When the players suggested Wednesday night that they wanted Donald Fehr to rejoin the negotiations Thursday, the NHL informed them that his inclusion could be a deal-breaker.
"We thought we were getting close. There was definitely movement toward each other," Winnipeg Jets defenseman Ron Hainsey said. "As confident as some of us players are in the issues, we cannot close deals. I'd love to think I could, we cannot."
Donald and Steve Fehr were in Thursday's session, as were Daly and lead league counsel Bob Batterman.
Steve Fehr and a number of players stood in the back of the room with arms folded as Bettman and Daly presented the league's position Thursday.
There were already signs the process was breaking down earlier when the union requested that federal mediators rejoin the discussions. Mediators previously were unsuccessful in creating a breakthrough after two days of discussions last week.
"What we got today, quite frankly and disappointingly, missed the mark," Daly said. "For the union to suggest somehow we are close, is cherry picking and it's unfortunate."
The owners who joined the process this week expressed their disappointment, too.
"Regrettably, we have been unable to close the divide on some critical issues that we feel are essential to the immediate and long-term health of our game," Winnipeg Jets chairman Mark Chipman said in a statement released by the NHL. "While I sense there are some members of the players' association that understand our perspective on these issues, clearly there are many that don't."
The sides are trying to avoid another lost season.
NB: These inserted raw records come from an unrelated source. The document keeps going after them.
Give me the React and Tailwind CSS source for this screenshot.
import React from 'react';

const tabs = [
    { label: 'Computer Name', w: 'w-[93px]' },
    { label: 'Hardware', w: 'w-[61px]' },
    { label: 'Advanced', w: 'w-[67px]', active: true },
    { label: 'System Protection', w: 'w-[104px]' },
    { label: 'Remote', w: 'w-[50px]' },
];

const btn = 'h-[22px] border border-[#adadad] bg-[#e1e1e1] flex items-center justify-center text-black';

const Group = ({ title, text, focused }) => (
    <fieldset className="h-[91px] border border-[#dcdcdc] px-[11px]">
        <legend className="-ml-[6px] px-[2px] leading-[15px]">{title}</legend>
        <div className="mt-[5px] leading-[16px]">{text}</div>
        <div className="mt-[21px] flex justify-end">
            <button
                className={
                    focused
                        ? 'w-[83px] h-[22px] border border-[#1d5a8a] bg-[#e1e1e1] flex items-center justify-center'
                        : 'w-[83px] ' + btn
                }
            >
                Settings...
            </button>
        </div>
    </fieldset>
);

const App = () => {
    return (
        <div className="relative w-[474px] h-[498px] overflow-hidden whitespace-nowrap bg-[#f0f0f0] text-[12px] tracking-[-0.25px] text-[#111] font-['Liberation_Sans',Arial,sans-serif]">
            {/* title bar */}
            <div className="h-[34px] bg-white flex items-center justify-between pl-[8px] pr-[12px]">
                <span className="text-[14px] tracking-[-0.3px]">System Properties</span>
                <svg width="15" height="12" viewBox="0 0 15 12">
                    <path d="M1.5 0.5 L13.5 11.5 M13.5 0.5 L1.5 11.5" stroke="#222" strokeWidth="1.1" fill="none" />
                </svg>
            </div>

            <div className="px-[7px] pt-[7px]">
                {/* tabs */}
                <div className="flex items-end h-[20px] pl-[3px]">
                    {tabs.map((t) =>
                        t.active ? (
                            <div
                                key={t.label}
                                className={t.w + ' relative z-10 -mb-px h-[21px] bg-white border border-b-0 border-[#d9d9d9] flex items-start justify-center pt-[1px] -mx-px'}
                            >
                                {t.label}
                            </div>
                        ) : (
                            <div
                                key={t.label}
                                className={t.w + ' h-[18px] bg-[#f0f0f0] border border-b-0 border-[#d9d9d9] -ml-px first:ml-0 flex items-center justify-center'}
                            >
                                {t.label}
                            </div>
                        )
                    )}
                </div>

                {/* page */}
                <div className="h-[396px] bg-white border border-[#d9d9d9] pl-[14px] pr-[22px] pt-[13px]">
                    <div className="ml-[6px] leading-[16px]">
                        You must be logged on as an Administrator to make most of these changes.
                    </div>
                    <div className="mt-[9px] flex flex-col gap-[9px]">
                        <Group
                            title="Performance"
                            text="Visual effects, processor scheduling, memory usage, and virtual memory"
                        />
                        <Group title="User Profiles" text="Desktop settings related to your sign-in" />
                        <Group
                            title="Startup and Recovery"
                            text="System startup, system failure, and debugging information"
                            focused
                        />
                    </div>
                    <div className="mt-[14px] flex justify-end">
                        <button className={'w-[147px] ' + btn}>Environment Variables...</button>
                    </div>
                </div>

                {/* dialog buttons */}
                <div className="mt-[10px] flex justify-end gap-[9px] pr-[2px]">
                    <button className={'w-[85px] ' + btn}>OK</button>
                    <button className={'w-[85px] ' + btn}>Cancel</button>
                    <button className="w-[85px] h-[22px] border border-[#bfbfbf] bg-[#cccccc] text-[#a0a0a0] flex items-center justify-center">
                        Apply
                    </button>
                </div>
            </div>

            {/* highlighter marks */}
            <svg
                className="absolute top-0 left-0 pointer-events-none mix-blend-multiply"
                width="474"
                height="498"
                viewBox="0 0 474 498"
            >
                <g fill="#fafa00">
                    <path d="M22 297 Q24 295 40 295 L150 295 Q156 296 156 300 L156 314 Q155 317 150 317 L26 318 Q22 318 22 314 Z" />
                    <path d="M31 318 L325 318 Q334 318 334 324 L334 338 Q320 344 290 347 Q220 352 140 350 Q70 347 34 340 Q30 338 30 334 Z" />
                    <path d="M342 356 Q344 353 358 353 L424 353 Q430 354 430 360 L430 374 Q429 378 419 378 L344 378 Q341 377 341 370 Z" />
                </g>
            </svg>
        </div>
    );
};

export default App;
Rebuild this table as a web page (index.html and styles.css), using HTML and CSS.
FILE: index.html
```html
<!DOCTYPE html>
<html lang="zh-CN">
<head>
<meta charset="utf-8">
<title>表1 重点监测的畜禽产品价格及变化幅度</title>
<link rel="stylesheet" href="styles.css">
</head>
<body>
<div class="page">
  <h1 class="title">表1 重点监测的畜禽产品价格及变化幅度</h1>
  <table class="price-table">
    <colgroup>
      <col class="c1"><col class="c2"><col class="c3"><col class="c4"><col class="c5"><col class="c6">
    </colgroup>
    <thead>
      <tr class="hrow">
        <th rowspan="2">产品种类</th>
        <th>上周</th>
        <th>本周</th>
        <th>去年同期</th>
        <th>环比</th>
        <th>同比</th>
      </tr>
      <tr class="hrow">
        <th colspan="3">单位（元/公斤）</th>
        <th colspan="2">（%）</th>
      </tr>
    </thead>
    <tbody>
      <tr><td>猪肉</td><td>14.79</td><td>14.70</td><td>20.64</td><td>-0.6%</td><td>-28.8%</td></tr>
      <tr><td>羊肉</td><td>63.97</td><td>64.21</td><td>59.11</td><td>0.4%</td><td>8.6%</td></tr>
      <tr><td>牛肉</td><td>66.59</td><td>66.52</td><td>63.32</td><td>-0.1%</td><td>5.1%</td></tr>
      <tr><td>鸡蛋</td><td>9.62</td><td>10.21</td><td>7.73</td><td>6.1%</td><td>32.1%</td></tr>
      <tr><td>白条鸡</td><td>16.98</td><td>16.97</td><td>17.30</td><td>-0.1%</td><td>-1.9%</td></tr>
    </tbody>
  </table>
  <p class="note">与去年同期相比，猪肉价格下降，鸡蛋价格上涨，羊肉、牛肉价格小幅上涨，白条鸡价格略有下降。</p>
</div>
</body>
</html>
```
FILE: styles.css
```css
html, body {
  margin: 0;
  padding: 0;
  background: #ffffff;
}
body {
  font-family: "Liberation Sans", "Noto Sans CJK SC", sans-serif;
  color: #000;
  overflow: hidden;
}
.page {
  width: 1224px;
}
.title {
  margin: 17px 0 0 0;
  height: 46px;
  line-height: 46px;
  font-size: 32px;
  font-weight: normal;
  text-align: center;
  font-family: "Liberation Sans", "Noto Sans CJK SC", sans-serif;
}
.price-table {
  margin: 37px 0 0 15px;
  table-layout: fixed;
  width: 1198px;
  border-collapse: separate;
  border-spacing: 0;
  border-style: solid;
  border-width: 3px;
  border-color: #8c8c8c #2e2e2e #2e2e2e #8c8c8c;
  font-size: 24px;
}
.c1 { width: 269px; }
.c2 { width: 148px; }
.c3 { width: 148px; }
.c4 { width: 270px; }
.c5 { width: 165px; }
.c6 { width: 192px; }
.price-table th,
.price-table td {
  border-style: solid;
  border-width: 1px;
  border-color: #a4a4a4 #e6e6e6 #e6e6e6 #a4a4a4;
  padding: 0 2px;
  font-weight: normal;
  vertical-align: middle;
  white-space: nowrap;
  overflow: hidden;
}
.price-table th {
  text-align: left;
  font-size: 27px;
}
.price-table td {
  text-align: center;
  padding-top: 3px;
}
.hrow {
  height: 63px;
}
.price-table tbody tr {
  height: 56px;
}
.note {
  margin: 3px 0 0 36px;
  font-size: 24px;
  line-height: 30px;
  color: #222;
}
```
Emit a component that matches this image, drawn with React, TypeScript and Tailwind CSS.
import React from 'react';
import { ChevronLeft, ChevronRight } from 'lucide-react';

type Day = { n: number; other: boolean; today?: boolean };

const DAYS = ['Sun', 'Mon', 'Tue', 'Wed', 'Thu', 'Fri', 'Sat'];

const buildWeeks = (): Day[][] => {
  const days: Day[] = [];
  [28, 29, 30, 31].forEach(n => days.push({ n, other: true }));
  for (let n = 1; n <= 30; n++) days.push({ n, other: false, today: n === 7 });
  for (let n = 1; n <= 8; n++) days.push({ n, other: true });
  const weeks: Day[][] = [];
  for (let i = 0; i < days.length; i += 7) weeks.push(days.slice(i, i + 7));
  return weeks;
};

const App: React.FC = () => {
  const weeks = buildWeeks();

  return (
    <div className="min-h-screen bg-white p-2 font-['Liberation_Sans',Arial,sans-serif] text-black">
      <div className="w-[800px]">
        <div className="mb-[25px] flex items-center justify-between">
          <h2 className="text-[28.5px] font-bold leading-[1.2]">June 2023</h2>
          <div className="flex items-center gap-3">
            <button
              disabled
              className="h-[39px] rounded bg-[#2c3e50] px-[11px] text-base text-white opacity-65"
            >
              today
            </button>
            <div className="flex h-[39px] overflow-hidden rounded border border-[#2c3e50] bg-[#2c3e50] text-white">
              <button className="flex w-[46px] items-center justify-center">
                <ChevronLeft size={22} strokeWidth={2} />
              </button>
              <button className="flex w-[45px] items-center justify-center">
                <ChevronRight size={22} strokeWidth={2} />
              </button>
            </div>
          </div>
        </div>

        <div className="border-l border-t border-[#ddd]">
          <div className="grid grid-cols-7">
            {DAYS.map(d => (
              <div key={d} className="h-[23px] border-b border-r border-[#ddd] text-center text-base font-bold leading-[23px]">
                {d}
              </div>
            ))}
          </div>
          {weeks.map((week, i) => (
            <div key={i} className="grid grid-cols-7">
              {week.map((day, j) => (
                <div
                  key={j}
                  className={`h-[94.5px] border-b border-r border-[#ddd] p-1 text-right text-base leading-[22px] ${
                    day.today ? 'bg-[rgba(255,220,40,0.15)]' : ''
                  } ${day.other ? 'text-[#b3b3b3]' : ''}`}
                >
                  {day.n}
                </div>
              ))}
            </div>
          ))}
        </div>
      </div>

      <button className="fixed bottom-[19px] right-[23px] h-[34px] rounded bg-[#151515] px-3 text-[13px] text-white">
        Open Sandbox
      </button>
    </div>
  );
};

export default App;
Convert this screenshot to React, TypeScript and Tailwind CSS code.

The NHL became the first North American professional sports league to cancel a full year because of a labor dispute back in 2005. The deal reached then was in place until this September, and the lockout was enacted when it expired.
"While trust was built and progress was made along the way, unfortunately, our proposal was rejected by the union's leadership," Toronto Maple Leafs minority owner Larry Tanenbaum said in a statement. "My love for the game is only superseded by my commitment to our fans, and I hold out hope we can soon join with our players and return the game back to its rightful place on the ice."